К тому времени, как Пелевин переходит к, «сорри за банальность», проповедям, их смысл вызывает сомнения и дискомфорт, а еще окрашен, усложнен, обогащен иронией. Чапаев советует Пустоте: «…Живи по законам того мира, в который ты попал, и используй сами эти законы, чтобы освободиться от них. Выписывайся из больницы…»672. Но даже когда такого рода наставления сохраняют налет дидактики в мире, который не любит поучений, эти чуждые ему постулаты не теряют смысла. Если постмодернизм предполагает следование определенным правилам, бросить им вызов – радикальный шаг. Когда серьезность перестала быть нормой, серьезная интонация превращается в новую подрывную стратегию.

Вернемся к обзору Дмитрия Быкова «Пелевин. Путь вниз». Быков полагает, что его коллега по цеху двигается вниз по спирали, что он закоснел в одних и тех же приемах и идеях, и главная причина – недовольство Пелевина постсоветской реальностью. В глазах Быкова судьба Пелевина как художника неожиданна, даже поразительна: в начале 1990-х годов Пелевин – главная надежда литературной России, во второй половине – наиболее реализовавшийся ее талант, но когда в начале 2000-х Пелевин заключает с издательством «Эксмо» контракт о ежегодном выпуске его книг, литература перестает его интересовать. Воспитанный на позднесоветской культуре и разочарованный бессодержательностью постсоветского периода, он и сам подпал под обаяние зла и решил не развиваться дальше как художник из одного лишь презрения к недостойным читателям.

Если оставить в стороне тему зачарованности злом, утверждение об укорененности Пелевина в позднесоветской культуре (в особенности контркультуре) – справедливое и важное замечание. Равно как и мысль, что брежневский застой с его нонконформистским тамиздатом и самиздатом, возрождением модернизма (русского и западного), Бродским и ленинградской школой метафизической поэзии, московским концептуализмом, тонкой неочеховской поэтикой, интересом к оккультизму и эзотерике кажется теперь новым Серебряным веком в сравнении с «чернухой-порнухой» России девяностых. Выражаясь языком самого Пелевина, он, как и Петр Пустота, «принадлежит к тому поколению, которое было запрограммировано на жизнь в одной социально-культурной парадигме, а оказалось в совершенно другой», причем куда менее пристойной.

Следуя этой логике, Пелевин может или предаваться воспоминаниям молодости, или подвергнуть новую эпоху суровой критике.
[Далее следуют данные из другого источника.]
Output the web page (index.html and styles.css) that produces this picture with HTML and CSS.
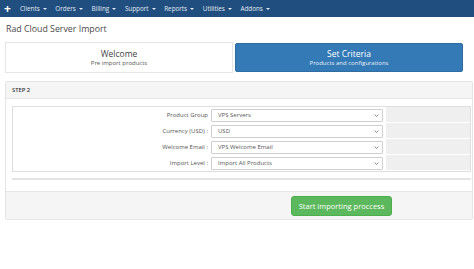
FILE: index.html
```html
<!DOCTYPE html>
<html lang="en">
<head>
  <meta charset="UTF-8" />
  <title>Rad Cloud Server Import</title>
  <link rel="stylesheet" href="styles.css">
</head>
<body>

<div class="navbar">
  <span class="plus">+</span>
  <span class="nav-item">Clients <i class="caret"></i></span>
  <span class="nav-item">Orders <i class="caret"></i></span>
  <span class="nav-item">Billing <i class="caret"></i></span>
  <span class="nav-item">Support <i class="caret"></i></span>
  <span class="nav-item">Reports <i class="caret"></i></span>
  <span class="nav-item">Utilities <i class="caret"></i></span>
  <span class="nav-item">Addons <i class="caret"></i></span>
</div>

<h1 class="title">Rad Cloud Server Import</h1>

<div class="tabs">
  <div class="tab">
    <div class="tab-title">Welcome</div>
    <div class="tab-sub">Pre import products</div>
  </div>
  <div class="tab active">
    <div class="tab-title">Set Criteria</div>
    <div class="tab-sub">Products and configurations</div>
  </div>
</div>

<div class="panel">
  <div class="panel-head">STEP 2</div>
  <div class="panel-body">
    <div class="form-box">
      <div class="form-row">
        <label>Product Group</label>
        <div class="select-wrap">
          <select><option>VPS Servers</option></select>
          <svg class="chev" viewBox="0 0 8 5"><path d="M1 1l3 3 3-3" fill="none" stroke="#555" stroke-width="1.2"/></svg>
        </div>
        <div class="fill"></div>
      </div>
      <div class="form-row">
        <label>Currency (USD) :</label>
        <div class="select-wrap">
          <select><option>USD</option></select>
          <svg class="chev" viewBox="0 0 8 5"><path d="M1 1l3 3 3-3" fill="none" stroke="#555" stroke-width="1.2"/></svg>
        </div>
        <div class="fill"></div>
      </div>
      <div class="form-row">
        <label>Welcome Email :</label>
        <div class="select-wrap">
          <select><option>VPS Welcome Email</option></select>
          <svg class="chev" viewBox="0 0 8 5"><path d="M1 1l3 3 3-3" fill="none" stroke="#555" stroke-width="1.2"/></svg>
        </div>
        <div class="fill"></div>
      </div>
      <div class="form-row">
        <label>Import Level :</label>
        <div class="select-wrap">
          <select><option>Import All Products</option></select>
          <svg class="chev" viewBox="0 0 8 5"><path d="M1 1l3 3 3-3" fill="none" stroke="#555" stroke-width="1.2"/></svg>
        </div>
        <div class="fill"></div>
      </div>
    </div>
    <div class="divider"></div>
  </div>
  <div class="panel-foot">
    <button class="start-btn">Start importing proccess</button>
  </div>
</div>

</body>
</html>
```

FILE: styles.css
```css
body {
  margin: 0;
  font-family: "Open Sans", "Liberation Sans", sans-serif;
  background: white;
  color: #444;
}
.navbar {
  height: 17px;
  background: #1f4e7f;
  display: flex;
  align-items: center;
  padding-left: 4px;
  color: #e3eaf3;
  font-size: 6.3px;
  font-weight: 400;
}
.plus {
  font-size: 12px;
  font-weight: 700;
  color: white;
  margin-right: 9px;
  line-height: 1;
}
.nav-item {
  margin-right: 8.7px;
  display: flex;
  align-items: center;
}
.caret {
  display: inline-block;
  margin-left: 3px;
  border-left: 2px solid transparent;
  border-right: 2px solid transparent;
  border-top: 2px solid #e3eaf3;
}
.title {
  margin: 0;
  padding: 6px 6px 0;
  height: 19px;
  font-size: 8.8px;
  font-weight: 400;
  color: #4a4a4a;
  line-height: 12px;
}
.tabs {
  display: flex;
  gap: 2px;
  margin: 0 11px 0 5px;
}
.tab {
  flex: 1;
  height: 29px;
  border: 1px solid #e6e6e6;
  background: white;
  display: flex;
  flex-direction: column;
  align-items: center;
  justify-content: center;
  text-align: center;
}
.tab.active {
  height: 27px;
  margin-top: 1px;
  background: #337ab7;
  border-color: #2e6da4;
  border-radius: 2px;
  color: white;
}
.tab-title {
  font-size: 8.5px;
  line-height: 11px;
}
.tab-sub {
  font-size: 6px;
  line-height: 9px;
  color: #555;
}
.tab.active .tab-sub {
  color: #eaf1f8;
}
.panel {
  margin: 8px 1px 0 5px;
  border: 1px solid #e4e4e4;
  border-radius: 2px;
}
.panel-head {
  height: 16px;
  background: #f5f5f5;
  border-bottom: 1px solid #e6e6e6;
  font-size: 5.8px;
  font-weight: 600;
  color: #333;
  padding-left: 6px;
  display: flex;
  align-items: center;
}
.panel-body {
  padding: 7px 1px 11px 6px;
}
.form-box {
  border: 1px solid #dedede;
}
.form-row {
  display: grid;
  grid-template-columns: 195px 172px 1fr;
  column-gap: 3px;
  height: 16px;
  align-items: center;
}
.form-row label {
  text-align: right;
  font-size: 6px;
  color: #555;
}
.select-wrap {
  position: relative;
  height: 13px;
}
.select-wrap select {
  display: block;
  box-sizing: border-box;
  appearance: none;
  -webkit-appearance: none;
  width: 100%;
  height: 13px;
  margin: 0;
  padding: 0 0 0 6px;
  border: 1px solid #cfcfcf;
  border-radius: 1px;
  background: white;
  font-family: inherit;
  font-size: 6px;
  line-height: 11px;
  color: #555;
}
.chev {
  position: absolute;
  right: 4px;
  top: 5px;
  width: 5px;
  height: 3px;
}
.fill {
  height: 16px;
  background: #efefef;
  border-bottom: 1px solid white;
  box-sizing: border-box;
}
.divider {
  height: 2px;
  margin-top: 6px;
  background: #e4e4e4;
}
.panel-foot {
  height: 27px;
  background: #f5f5f5;
  border-top: 1px solid #e6e6e6;
  display: flex;
  align-items: center;
  padding-left: 285px;
}
.start-btn {
  width: 101px;
  height: 20px;
  background: #5cb85c;
  border: 1px solid #4cae4c;
  border-radius: 3px;
  color: white;
  font-family: inherit;
  font-size: 7.5px;
  padding: 0;
}
```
Но оба варианта – слезливая ностальгия и беспощадная сатира – в конечном счете обречены исчерпать себя. Художнику требуется нечто реальное, о чем он может говорить если не с восхищением, то в формах более сложных, нежели обыкновенный фельетон. Или же, частично истощив свой творческий метод и интеллектуальные ресурсы, он неизбежно уйдет в механическое самоповторение. Если кому-то надо найти в тексте смысл, он его и так найдет.

Примечательно, что обвинения в самоповторе зазвучали уже после выхода «Generation „П“» и конкретно в этом случае явно были безосновательны673. Сейчас уже понятно, что ни один другой русский роман не отражает 1990-е годы с такой фотографической точностью, вместе с тем предугадывая приметы нового тысячелетия. В новом веке в адрес Пелевина снова и снова высказывали аналогичные упреки. И хотя некоторые из его книг, вышедших в первое десятилетие ХX века, например сборник «П5» (2008), не слишком увлекательны, такие произведения, как «Священная книга оборотня», Empire V и «Т», принадлежат к числу несомненных удач писателя. На мой взгляд, Empire V по сей день остается примером наиболее детального пелевинского исследования техноконсюмеризма. Но приблизительно к 2010 году сетования критиков на то, что в очередном романе Пелевина нет ничего нового, стали так же предсказуемы, как непременное растворение героя в пустоте – радужном потоке (или рекламе пива «Туборг») в финале романа. Как я попыталась показать, среди поздних произведений есть оригинальные и глубокие: «Ананасная вода для прекрасной дамы», S. N. U. F. F., «Любовь к трем цукербринам». При всем том некоторые из последних книг иначе как посредственными не назовешь.